On one front, the Power Matters Alliance appears to be winning-- they have integrations with several Starbucks stores around the United States, including those from the trials in San Jose and Boston, as well as several highly trafficked areas like Madison Square Garden2. Additionally, in November, The Coffee Bean & Tea Leaf announced that their LA stores would also have integrated Duracell Powermat chargers3. While the actual number of places that Powermat technology is available is quite small in contrast to other technologies such as USB charging ports, in comparison to Qi, Powermat is the clear winner.
However, in order to use these charging hotspots, you must own a Powermat compatible device because none of the current standards are compatible. But there's a catch-- there are, as of publication, no smartphones or tablets with built in Powermat technology. This is a significant downfall of the technology and in order to use it, you must purchase an often bulky accessory to enable wireless charging. What's worse is that there are few cases on the market that do not fit phones other than those from Apple, HTC, Samsung, or Blackberry. As a bonus, the cases that are available, with the exception of those for the iPhone, are usually only manufactured for older models of phones.
As a result, even though there are several large venues with Powermat stations installed, you'll see few of the chargers in use. Additionally, those that do take advantage of the Powermat hotspots will have something in common-- they will be using a third-party case, almost certainly sold by Duracell Powermat, to have the privilege to use the technology.
Where does that leave Qi, the second large wireless power standard?
Unlike Powermat, Qi has refrained from making a big splash in the media by deploying integration trials around the world. Where Qi excels is its integrations with hardware vendors, which arguably makes the Wireless Power Consortium's standard more appealing to consumers than Powermat.
For example, Google, Nokia, and Samsung have recently released phones with Qi support or integration, including the Google Nexus 4, Nexus 5, Nexus 7, and Nokia Lumia 820. Additionally, Samsung's Galaxy Note 3 and Galaxy S4 include support for Qi inserts and backplates.
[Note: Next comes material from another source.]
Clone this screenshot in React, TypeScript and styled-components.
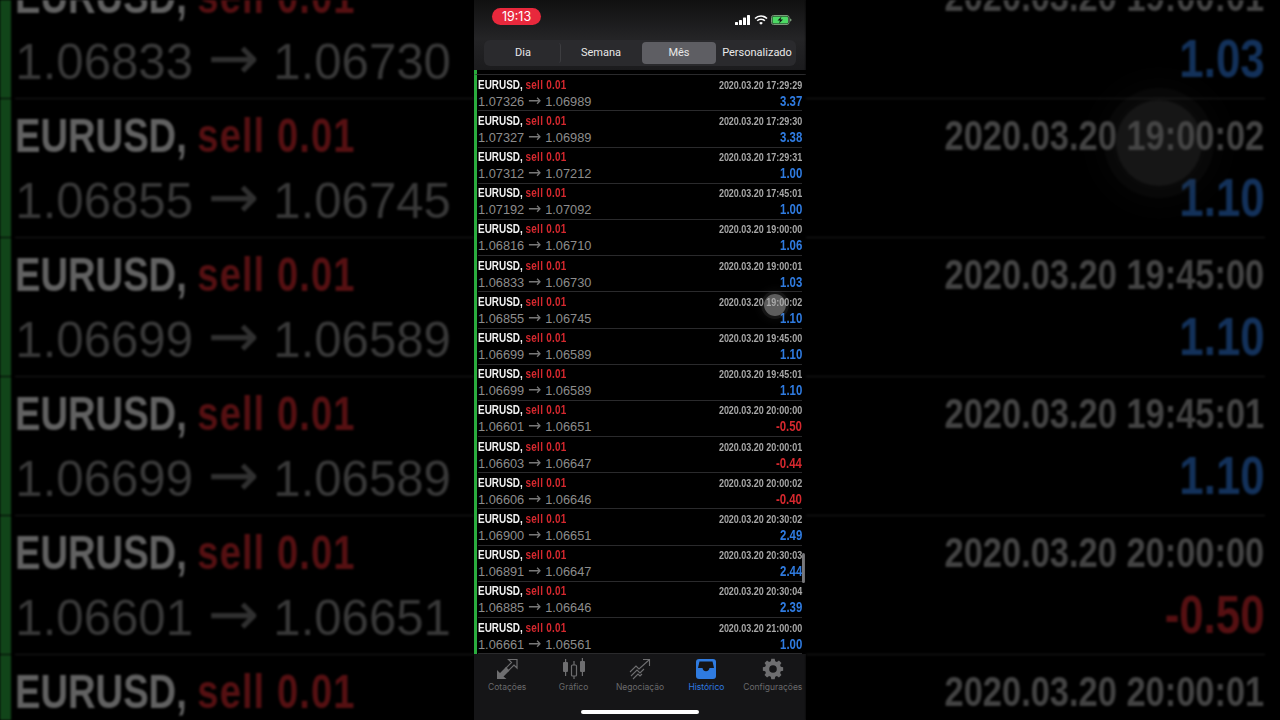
import styled, { createGlobalStyle } from 'styled-components';

interface Trade {
  open: string;
  close: string;
  time: string;
  profit: string;
}

const trades: Trade[] = [
  { open: '1.07326', close: '1.06989', time: '17:29:29', profit: '3.37' },
  { open: '1.07327', close: '1.06989', time: '17:29:30', profit: '3.38' },
  { open: '1.07312', close: '1.07212', time: '17:29:31', profit: '1.00' },
  { open: '1.07192', close: '1.07092', time: '17:45:01', profit: '1.00' },
  { open: '1.06816', close: '1.06710', time: '19:00:00', profit: '1.06' },
  { open: '1.06833', close: '1.06730', time: '19:00:01', profit: '1.03' },
  { open: '1.06855', close: '1.06745', time: '19:00:02', profit: '1.10' },
  { open: '1.06699', close: '1.06589', time: '19:45:00', profit: '1.10' },
  { open: '1.06699', close: '1.06589', time: '19:45:01', profit: '1.10' },
  { open: '1.06601', close: '1.06651', time: '20:00:00', profit: '-0.50' },
  { open: '1.06603', close: '1.06647', time: '20:00:01', profit: '-0.44' },
  { open: '1.06606', close: '1.06646', time: '20:00:02', profit: '-0.40' },
  { open: '1.06900', close: '1.06651', time: '20:30:02', profit: '2.49' },
  { open: '1.06891', close: '1.06647', time: '20:30:03', profit: '2.44' },
  { open: '1.06885', close: '1.06646', time: '20:30:04', profit: '2.39' },
  { open: '1.06661', close: '1.06561', time: '21:00:00', profit: '1.00' },
];

const GlobalStyle = createGlobalStyle`
  html, body {
    margin: 0;
    background: #000;
  }
`;

const Page = styled.div`
  width: 1280px;
  height: 720px;
  display: grid;
  grid-template-columns: 474px 332px 474px;
  overflow: hidden;
  background: #000;
  font-family: "Liberation Sans", Arial, sans-serif;
`;

const Backdrop = styled.div<{ $side: 'left' | 'right' }>`
  position: relative;
  height: 720px;
  overflow: hidden;
  display: flex;
  justify-content: ${(props) => (props.$side === 'left' ? 'flex-start' : 'flex-end')};
  filter: brightness(0.4) blur(0.9px);
`;

const Magnified = styled.div`
  zoom: 3.84;
  flex: 0 0 332px;
  width: 332px;
  margin-top: -10.3px;
`;

const Phone = styled.div`
  position: relative;
  height: 720px;
  display: flex;
  flex-direction: column;
  background: #000;
`;

const Header = styled.div`
  height: 70px;
  flex: none;
  box-sizing: border-box;
  padding: 8px 10px 0 10px;
  background: linear-gradient(#101010, #242426 55%, #1b1b1d);
`;

const StatusBar = styled.div`
  display: flex;
  align-items: center;
  justify-content: space-between;
  height: 17px;
  padding: 0 4px 0 8px;
`;

const Clock = styled.div`
  width: 49px;
  height: 17px;
  border-radius: 9px;
  background: #e8283c;
  color: #fff;
  font: 400 12.5px/17px Inter, sans-serif;
  text-align: center;
`;

const StatusIcons = styled.div`
  display: flex;
  align-items: center;
  gap: 3px;
  margin-top: 6px;
`;

const Segments = styled.div`
  margin-top: 15px;
  height: 26px;
  box-sizing: border-box;
  padding: 2px 0;
  display: grid;
  grid-template-columns: repeat(4, 1fr);
  background: #2a2a2d;
  border-radius: 6px;
`;

const Segment = styled.div<{ $selected?: boolean; $divider?: boolean }>`
  margin: 0 2px;
  border-radius: 4px;
  background: ${(props) => (props.$selected ? '#5e5e63' : 'transparent')};
  box-shadow: ${(props) => (props.$divider ? '2px 0 0 -1px #3d3d40' : 'none')};
  color: #e8e8e8;
  font: 400 11px/22px Roboto, sans-serif;
  text-align: center;
  white-space: nowrap;
`;

const ListFrame = styled.div`
  flex: 1;
  background: #000;
`;

const ListTop = styled.div`
  height: 5.2px;
  box-sizing: border-box;
  border-left: 3px solid #2aac3e;
  border-bottom: 1px solid #2a2a2c;
`;

const Row = styled.div`
  height: 36.1875px;
  box-sizing: border-box;
  display: flex;
  background: #000;
`;

const GreenBar = styled.div`
  flex: 0 0 2.8px;
  box-sizing: border-box;
  background: #2aac3e;
  ${Magnified} & {
    border-bottom: 0.3px solid #000;
  }
`;

const RowBody = styled.div`
  flex: 1;
  margin-left: 1.2px;
  margin-right: 4px;
  padding-top: 1.5px;
  box-sizing: border-box;
  border-bottom: 1px solid #2a2a2c;
  ${Magnified} & {
    border-bottom: 0.3px solid #444;
  }
`;

const Line = styled.div`
  display: flex;
  align-items: center;
  justify-content: space-between;
  height: 16px;
  white-space: nowrap;
`;

// no condensed face installed, so the bold labels are narrowed by hand
const Title = styled.div`
  font-weight: 700;
  font-size: 12.5px;
  color: #f2f2f2;
  transform: scaleX(0.795);
  transform-origin: left center;
`;

const Side = styled.span`
  color: #d5282e;
  letter-spacing: 0.35px;
`;

const Time = styled.div`
  font-weight: 700;
  font-size: 11px;
  color: #a8a8a8;
  transform: scaleX(0.815);
  transform-origin: right center;
`;

const Prices = styled.div`
  font-size: 12.8px;
  color: #8c8c8c;
`;

const Arrow = styled.span`
  font-family: "DejaVu Sans", sans-serif;
  font-size: 16px;
  line-height: 1;
  margin: 0 0.2px;
  opacity: 0.85;
`;

const Profit = styled.div<{ $loss: boolean }>`
  font-weight: 700;
  font-size: 14px;
  color: ${(props) => (props.$loss ? '#d5282e' : '#2f7be0')};
  transform: scaleX(0.815);
  transform-origin: right center;
`;

const TabBar = styled.div`
  flex: none;
  height: 65.8px;
  box-sizing: border-box;
  background: #151517;
  display: grid;
  grid-template-columns: repeat(5, 1fr);
  padding: 4px 0 0;
  position: relative;
`;

const Tab = styled.div<{ $active?: boolean }>`
  display: flex;
  flex-direction: column;
  align-items: center;
  color: ${(props) => (props.$active ? '#2f7be0' : '#6a6a6c')};
  font: 400 8.5px/11px Inter, sans-serif;
  white-space: nowrap;
  svg {
    display: block;
    margin-bottom: 1.5px;
  }
`;

const HomeIndicator = styled.div`
  position: absolute;
  left: 107px;
  bottom: 6px;
  width: 118px;
  height: 4px;
  border-radius: 2px;
  background: #fff;
`;

const Touch = styled.div<{ $big?: boolean }>`
  position: absolute;
  left: ${(props) => (props.$big ? '353px' : '301px')};
  top: ${(props) => (props.$big ? '143px' : '305px')};
  width: ${(props) => (props.$big ? '86px' : '22px')};
  height: ${(props) => (props.$big ? '86px' : '22px')};
  transform: translate(-50%, -50%);
  border-radius: 50%;
  background: rgba(170, 170, 170, ${(props) => (props.$big ? 0.32 : 0.55)});
  box-shadow: 0 0 0 ${(props) => (props.$big ? '12px' : '3px')} rgba(150, 150, 150, 0.1),
    0 0 ${(props) => (props.$big ? '40px 16px' : '10px 4px')} rgba(150, 150, 150, 0.08);
`;

const ScrollThumb = styled.div`
  position: absolute;
  right: 1px;
  top: 553px;
  width: 3px;
  height: 30px;
  border-radius: 2px;
  background: #77777a;
`;

const TradeRow = ({ trade }: { trade: Trade }) => (
  <Row>
    <GreenBar />
    <RowBody>
      <Line>
        <Title>EURUSD, <Side>sell 0.01</Side></Title>
        <Time>2020.03.20 {trade.time}</Time>
      </Line>
      <Line>
        <Prices>{trade.open} <Arrow>→</Arrow> {trade.close}</Prices>
        <Profit $loss={trade.profit.startsWith('-')}>{trade.profit}</Profit>
      </Line>
    </RowBody>
  </Row>
);

const QuotesIcon = () => (
  <svg width="24" height="22" viewBox="0 0 24 22">
    <path d="M13.500 1.500h8.500v8.500l-3-3-6 6-2.500-2.500 6-6z" fill="none" stroke="#6e6e70" strokeWidth="1.2" />
    <path d="M2 21v-9l3 3 6-6 3.500 3.500-6 6 3 2.500z" fill="#6e6e70" />
  </svg>
);

const ChartIcon = () => (
  <svg width="24" height="22" viewBox="0 0 24 22" fill="#6e6e70">
    <rect x="3" y="1" width="1.2" height="17" />
    <rect x="1" y="4" width="5" height="10" rx="1" />
    <rect x="11.400" y="3" width="1.2" height="18" />
    <rect x="9.500" y="7" width="5" height="11" rx="1" fill="#151517" stroke="#6e6e70" strokeWidth="1.2" />
    <rect x="19.800" y="0" width="1.2" height="18" />
    <rect x="18" y="3" width="5" height="11" rx="1" />
  </svg>
);

const TradeIcon = () => (
  <svg width="24" height="22" viewBox="0 0 24 22" fill="none" stroke="#6e6e70" strokeWidth="1.1">
    <path d="M2 14l6-6 3 3 10-9" />
    <path d="M15 1.500h6.500v6.500" />
    <path d="M3 18l6-6 3 3 4-4" />
    <path d="M5 21l5-5 2 2 2-2" />
  </svg>
);

const HistoryIcon = () => (
  <svg width="24" height="22" viewBox="0 0 24 22">
    <path
      d="M5 1h14a3 3 0 0 1 3 3v14a3 3 0 0 1-3 3H5a3 3 0 0 1-3-3V4a3 3 0 0 1 3-3z"
      fill="#2f7be0"
    />
    <path d="M5.500 3.500h13l1.500 6.500h-4.500c-.5 2.200-1.700 3.300-3.500 3.300s-3-1.100-3.500-3.300H4z" fill="#151517" />
  </svg>
);

const SettingsIcon = () => (
  <svg width="24" height="22" viewBox="-1 -1 26 26">
    <path
      fillRule="evenodd"
      fill="#6e6e70"
      d="M10 0h4l.6 2.800 2 .8L19 2l3 3-1.600 2.400.8 2 2.800.6v4l-2.800.6-.8 2L22 19l-3 3-2.400-1.600-2 .8L14 24h-4l-.6-2.800-2-.8L5 22l-3-3 1.600-2.400-.8-2L0 14v-4l2.800-.6.8-2L2 5l3-3 2.400 1.600 2-.8zM12 7.500a4.500 4.500 0 1 0 0 9 4.500 4.500 0 0 0 0-9z"
    />
  </svg>
);

const SignalIcon = () => (
  <svg width="16" height="10" viewBox="0 0 16 10" fill="#fff">
    <rect x="0" y="7" width="3" height="3" rx="0.6" />
    <rect x="4" y="5" width="3" height="5" rx="0.6" />
    <rect x="8" y="2.500" width="3" height="7.500" rx="0.6" />
    <rect x="12" y="0" width="3" height="10" rx="0.6" />
  </svg>
);

const WifiIcon = () => (
  <svg width="14" height="10" viewBox="0 0 14 10" fill="none" stroke="#fff" strokeWidth="1.6">
    <path d="M1 3.500a8.500 8.500 0 0 1 12 0" />
    <path d="M3.200 5.800a5.300 5.300 0 0 1 7.600 0" />
    <path d="M7 9.800L5.200 7.900a2.500 2.500 0 0 1 3.600 0z" fill="#fff" stroke="none" />
  </svg>
);

const BatteryIcon = () => (
  <svg width="21" height="10" viewBox="0 0 21 10">
    <rect x="0.500" y="0.500" width="17.500" height="9" rx="2" fill="none" stroke="#7a9a7a" />
    <rect x="1.500" y="1.500" width="15.500" height="7" rx="1" fill="#4cd964" />
    <path d="M19 3.500c1 .3 1.500.8 1.500 1.500s-.5 1.200-1.500 1.500z" fill="#7a9a7a" />
    <path d="M10.500 1.500L6.500 5.500h2.500l-1 3 4-4h-2.500z" fill="#111" />
  </svg>
);

const Ledger = ({ rows }: { rows: Trade[] }) => (
  <>
    {rows.map((trade) => <TradeRow key={trade.time} trade={trade} />)}
  </>
);

export default function App() {
  const zoomed = trades.slice(5, 11);
  return (
    <Page>
      <GlobalStyle />
      <Backdrop $side="left">
        <Magnified><Ledger rows={zoomed} /></Magnified>
      </Backdrop>
      <Phone>
        <Header>
          <StatusBar>
            <Clock>19:13</Clock>
            <StatusIcons>
              <SignalIcon />
              <WifiIcon />
              <BatteryIcon />
            </StatusIcons>
          </StatusBar>
          <Segments>
            <Segment $divider>Dia</Segment>
            <Segment>Semana</Segment>
            <Segment $selected>Mês</Segment>
            <Segment>Personalizado</Segment>
          </Segments>
        </Header>
        <ListFrame>
          <ListTop />
          <Ledger rows={trades} />
        </ListFrame>
        <TabBar>
          <Tab><QuotesIcon />Cotações</Tab>
          <Tab><ChartIcon />Gráfico</Tab>
          <Tab><TradeIcon />Negociação</Tab>
          <Tab $active><HistoryIcon />Histórico</Tab>
          <Tab><SettingsIcon />Configurações</Tab>
          <HomeIndicator />
        </TabBar>
        <Touch />
        <ScrollThumb />
      </Phone>
      <Backdrop $side="right">
        <Magnified><Ledger rows={zoomed} /></Magnified>
        <Touch $big />
      </Backdrop>
    </Page>
  );
}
Yet, one phone remains problematic-- the Apple iPhone. Without a way to change the backplate or battery of the device, it's nearly impossible to seamlessly integrate the Qi charging standard with the phone without Apple's official support. A clever exception to this appeared on Indiegogo at the end of 2013-- the iQi. This slim adapter utilizes a thin ribbon cable to attach to the Lightning port at the bottom of the iPhone, which allows you to tuck the wireless power coil into your soft case without having extra bulk at the bottom of your device.
With one of the largest obstacles to widespread wireless charging use--Apple--nearly solved using Qi technology, why is it that Powermat still is largely considered a winner by the media in the wireless power war? The answer can be found in the format war between Toshiba's HD-DVD and Sony's Blu-ray format: marketing and integration. Unlike Toshiba, Sony had an extremely important piece of hardware that was Blu-ray compatible-- the Playstation 3 game console. On top of that, Sony's ability to produce content for the Blu-ray format made it nearly impossible for Toshiba's HD-DVD to keep pace. It was ultimately Warner Bros. dropping HD-DVD for its content that caused the HD-DVD format to die off, but only after a long TV marketing battle between Blu-ray and HD-DVD that resulted in Toshiba's standard being killed off4.
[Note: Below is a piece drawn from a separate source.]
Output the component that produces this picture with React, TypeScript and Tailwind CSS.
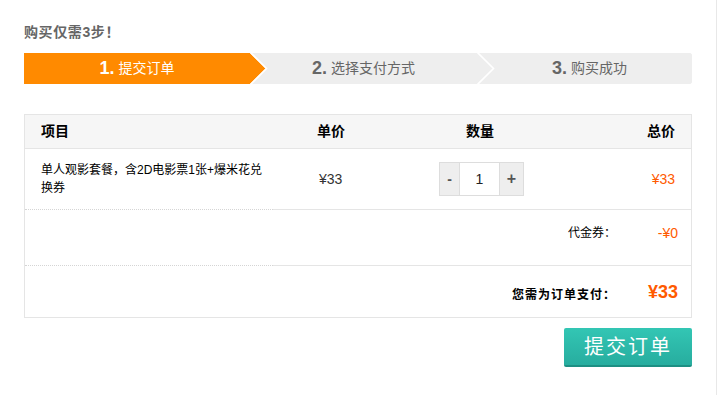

The Power Matters Alliance clearly is attempting to win the wireless charging war through sheer brute force. Placing Powermat chargers in the consumer's face through McDonalds and Starbucks has resulted in glowing press releases and the illusion that Powermat is vastly superior. It's smart marketing, playing to the dream of being able to set your phone on a table while you're getting coffee and have it charge, but ultimately it's deceiving to the consumer when this reality is years away from fruition.
Though the media primarily focuses on the war between the Power Matters Alliance and the Wireless Power Consortium, there's a third standard that has emerged out of the battleground-- the Alliance for Wireless Power, or "A4WP". Rather than focusing on electromagnetic induction, the primary method of power transfer current Qi and Powermat chargers use, A4WP's Rezence technology uses magnetic resonance to deliver power across distances. An advantage of magnetic resonance charging technology is the ability to provide remote electricity beyond a simple charging mat, potentially throughout whole rooms or venues. The idea of walking into your living room or bedroom and having your phone, still in your pocket, begin to charge is an idea straight out of science fiction. Potential future applications of magnetic resonance power transfer include lightbulbs or other small appliances that can be fixed anywhere in the room, without the need for wires leading to them. Even more exciting, for some home owners, is the prospect of having wirelessly charged smoke detectors that never run out of battery power.
However, A4WP faces the same issues present in the battle between Powermat and Qi-- adoption. In fact, A4WP's Rezence hasn't been developed into a product at all, and early-2014 is the earliest anyone will be able to get their hands on the technology. Fortunately, the smaller A4WP isn't the only standards group to consider magnetic resonance-- Qi plans to incorporate a backwards compatible magnetic resonance based charging platform in a future version of the standard5 and WiTricity's membership to the Power Matters Alliance also indicates magnetic resonance as future direction for Powermat6. The magnetic resonance technology, demonstrated at CES 2014 by the A4WP, is a vital step towards widespread adoption of wireless charging. While traditional induction chargers often require careful placement on a charging pad, the second generation of Qi mats, for example, can transmit power over larger distances and with higher efficiency-- up to 80%5.
But recent news7 indicates that the Alliance for Wireless Power and the Power Matters Alliance have signed a preliminary agreement to work with each others' technologies. This, along with PMA's adoption of WiTricity, will increase difficulties for Qi. While there were previously three competing standards, there are now two.
Ultimately, the war will be won by consumer awareness and adoption-- not technology. While Qi has a head start on integration with phones, A4WP's merger with PMA's standard may lead to interesting solutions in the marketplace. If PMA-A4WP can get a product out in the market--and soon--Qi may be dead in the water.
The Power Matters Alliance currently has over a hundred members 8, including Samsung Electronics, Duracell Powermat, BlackBerry Limited, HTC, Qualcomm, Starbucks, Sony, and others.
The Wireless Power Consotrium has over two hundred members 9, including Samsung Electronics, Energizer, Motorola Mobility, HTC, and others.